Knots signify different kinds of connections and strengths depending on their specific form; they can always be untied and retied, made and remade. As Quoyle and the aunt return to Newfoundland to both return to their past and find a new future, their past has a hold on them that must be reformed. Knots in many ways bind Quoyle to his ancestry—Nolan leaves knots around the house and Quoyle finds a knotted brooch left by a dead ancestor. The excerpt from The Ashley Book of Knots that introduces the last chapter synthesizes well the symbolic use of knots in the book. It states that there are still old knots that have not been recorded and new knots not yet invented. This excerpt addresses the very quality of knots that make them a unique symbol: they can be reinvented according to life's needs. Such is the life of the Quoyles. They must examine the binds of the past in order to discover a new life free from pain; the must essentially, undo and retie the knot.

Quoyle family house

The house symbolizes the weakness, and ultimately the breakdown of the old Quoyle dynasty. Quoyle eventually recognizes just how "wrong" the house is; it feels heavy, winched to the rock like a prisoner. At one point in the novel, Nutbeem states his disgust at the modern world that has left the days of "knots and lashings" behind in favor of the "brute force of nails and screws." The house on the point belongs to the brute world of winches, weldings, and chains.
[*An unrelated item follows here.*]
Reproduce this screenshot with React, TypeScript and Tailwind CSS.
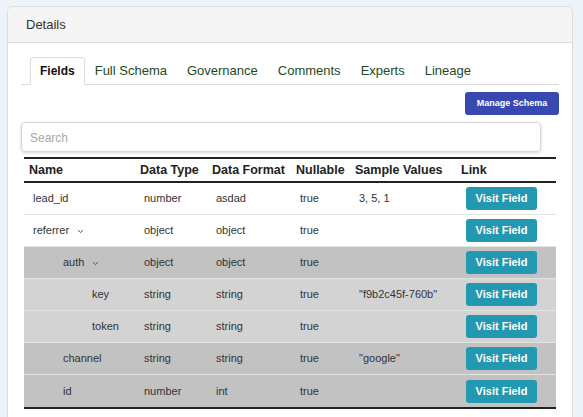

The entire base is shackled to the rock. Symbolically, the Quoyles cannot make the house into another place; the metal shackles do not allow for a reinvention, but serve as anchors to a shoddy past. The house therefore plays an important role in the novel's moral scheme: the house falls, in accordance with the idea that that which cannot flex and reform, must break forever. There is also something unnatural about the house, since it was brought over from Gaze Island by sheer force, as if it was never supposed to stand where it stood—it could not stand on its own weight against wind and weather.